- Task prompt
In this exercise, return the whole listing exactly, excluding any images.
-- BEGIN Entries supplied --
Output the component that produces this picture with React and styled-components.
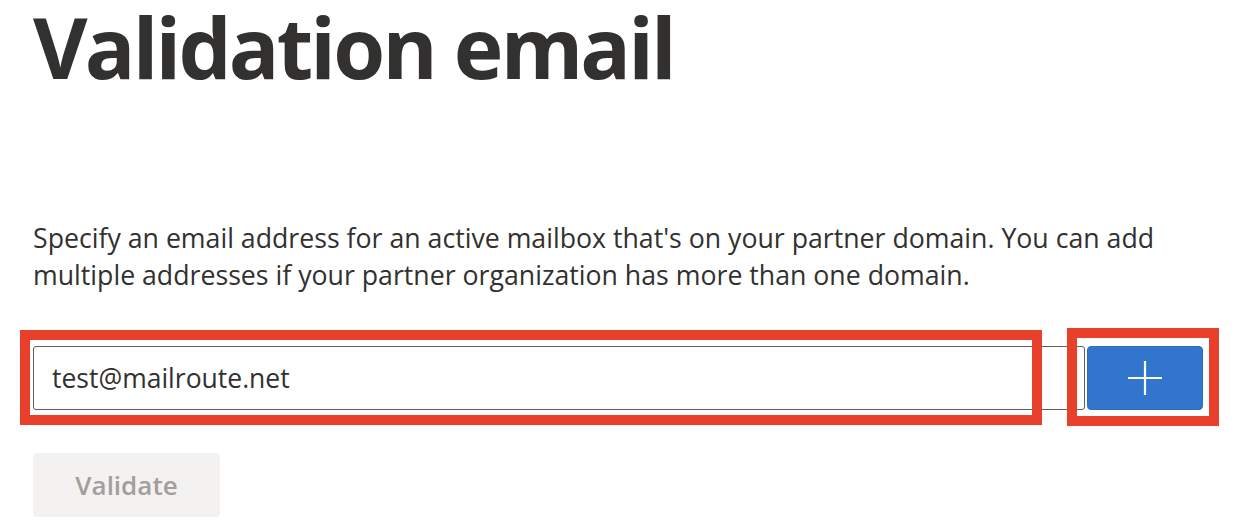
import React from "react";
import styled, { createGlobalStyle } from "styled-components";

const Global = createGlobalStyle`
  html, body { margin: 0; padding: 0; background: #ffffff; }
  body { font-family: "Open Sans", "Noto Sans", "Liberation Sans", sans-serif; color: #323130; }
  * { box-sizing: border-box; }
`;

const Page = styled.div`
  width: 1240px;
  height: 530px;
  overflow: hidden;
  padding: 0 33px;
  display: flex;
  flex-direction: column;
`;

const Title = styled.h1`
  margin: 0;
  font-size: 84px;
  line-height: 93px;
  font-weight: 700;
  letter-spacing: -2.8px;
  color: #323130;
  white-space: nowrap;
`;

const Description = styled.p`
  margin: 126px 0 0;
  font-size: 26.7px;
  line-height: 37px;
  color: #323130;
  max-width: 1150px;
`;

const Row = styled.div`
  margin-top: 53px;
  display: flex;
  gap: 2px;
`;

const Field = styled.div`
  position: relative;
  width: 1052px;
  height: 64px;
`;

const Input = styled.input`
  width: 100%;
  height: 100%;
  border: 1px solid #605e5c;
  border-radius: 3px;
  padding: 0 18px;
  font-family: inherit;
  font-size: 26.5px;
  color: #323130;
  background: #fff;
  outline: none;
`;

const AddButton = styled.button`
  position: relative;
  width: 116px;
  height: 64px;
  border: 1px solid #2b6fc7;
  border-radius: 4px;
  background: #3275cd;
  display: flex;
  align-items: center;
  justify-content: center;
  padding: 0;
  cursor: pointer;
`;

const Highlight = styled.div`
  position: absolute;
  left: ${(p) => p.$left}px;
  top: ${(p) => p.$top}px;
  width: ${(p) => p.$width}px;
  height: ${(p) => p.$height}px;
  border: 10px solid #e8402a;
  pointer-events: none;
`;

const ValidateButton = styled.button`
  margin-top: 43px;
  width: 187px;
  height: 64px;
  border: none;
  border-radius: 4px;
  background: #f3f2f1;
  color: #a19f9d;
  font-family: inherit;
  font-size: 26px;
  font-weight: 600;
  padding: 0;
  align-self: flex-start;
`;

const Plus = () => (
  <svg width="34" height="34" viewBox="0 0 34 34" aria-hidden="true">
    <path d="M17 0 V34 M0 17 H34" stroke="#ffffff" strokeWidth="2.2" fill="none" />
  </svg>
);

export default function App() {
  return (
    <>
      <Global />
      <Page>
        <Title>Validation email</Title>
        <Description>
          Specify an email address for an active mailbox that's on your partner domain. You can add
          multiple addresses if your partner organization has more than one domain.
        </Description>
        <Row>
          <Field>
            <Input defaultValue="test@mailroute.net" />
            <Highlight $left={-13} $top={-16} $width={1022} $height={95} />
          </Field>
          <AddButton aria-label="Add">
            <Plus />
            <Highlight $left={-21} $top={-19} $width={152} $height={98} />
          </AddButton>
        </Row>
        <ValidateButton disabled>Validate</ValidateButton>
      </Page>
    </>
  );
}
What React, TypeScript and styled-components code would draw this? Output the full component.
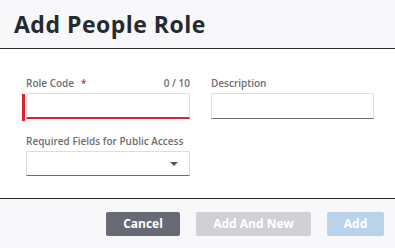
-- END Entries supplied --
- Solution below
Output the component that produces this picture with React and styled-components.
import React from "react";
import styled, { createGlobalStyle } from "styled-components";

const Global = createGlobalStyle`
  html, body { margin: 0; padding: 0; background: #ffffff; }
  body { font-family: "Open Sans", "Noto Sans", "Liberation Sans", sans-serif; color: #323130; }
  * { box-sizing: border-box; }
`;

const Page = styled.div`
  width: 1240px;
  height: 530px;
  overflow: hidden;
  padding: 0 33px;
  display: flex;
  flex-direction: column;
`;

const Title = styled.h1`
  margin: 0;
  font-size: 84px;
  line-height: 93px;
  font-weight: 700;
  letter-spacing: -2.8px;
  color: #323130;
  white-space: nowrap;
`;

const Description = styled.p`
  margin: 126px 0 0;
  font-size: 26.7px;
  line-height: 37px;
  color: #323130;
  max-width: 1150px;
`;

const Row = styled.div`
  margin-top: 53px;
  display: flex;
  gap: 2px;
`;

const Field = styled.div`
  position: relative;
  width: 1052px;
  height: 64px;
`;

const Input = styled.input`
  width: 100%;
  height: 100%;
  border: 1px solid #605e5c;
  border-radius: 3px;
  padding: 0 18px;
  font-family: inherit;
  font-size: 26.5px;
  color: #323130;
  background: #fff;
  outline: none;
`;

const AddButton = styled.button`
  position: relative;
  width: 116px;
  height: 64px;
  border: 1px solid #2b6fc7;
  border-radius: 4px;
  background: #3275cd;
  display: flex;
  align-items: center;
  justify-content: center;
  padding: 0;
  cursor: pointer;
`;

const Highlight = styled.div`
  position: absolute;
  left: ${(p) => p.$left}px;
  top: ${(p) => p.$top}px;
  width: ${(p) => p.$width}px;
  height: ${(p) => p.$height}px;
  border: 10px solid #e8402a;
  pointer-events: none;
`;

const ValidateButton = styled.button`
  margin-top: 43px;
  width: 187px;
  height: 64px;
  border: none;
  border-radius: 4px;
  background: #f3f2f1;
  color: #a19f9d;
  font-family: inherit;
  font-size: 26px;
  font-weight: 600;
  padding: 0;
  align-self: flex-start;
`;

const Plus = () => (
  <svg width="34" height="34" viewBox="0 0 34 34" aria-hidden="true">
    <path d="M17 0 V34 M0 17 H34" stroke="#ffffff" strokeWidth="2.2" fill="none" />
  </svg>
);

export default function App() {
  return (
    <>
      <Global />
      <Page>
        <Title>Validation email</Title>
        <Description>
          Specify an email address for an active mailbox that's on your partner domain. You can add
          multiple addresses if your partner organization has more than one domain.
        </Description>
        <Row>
          <Field>
            <Input defaultValue="test@mailroute.net" />
            <Highlight $left={-13} $top={-16} $width={1022} $height={95} />
          </Field>
          <AddButton aria-label="Add">
            <Plus />
            <Highlight $left={-21} $top={-19} $width={152} $height={98} />
          </AddButton>
        </Row>
        <ValidateButton disabled>Validate</ValidateButton>
      </Page>
    </>
  );
}
What React, TypeScript and styled-components code would draw this? Output the full component.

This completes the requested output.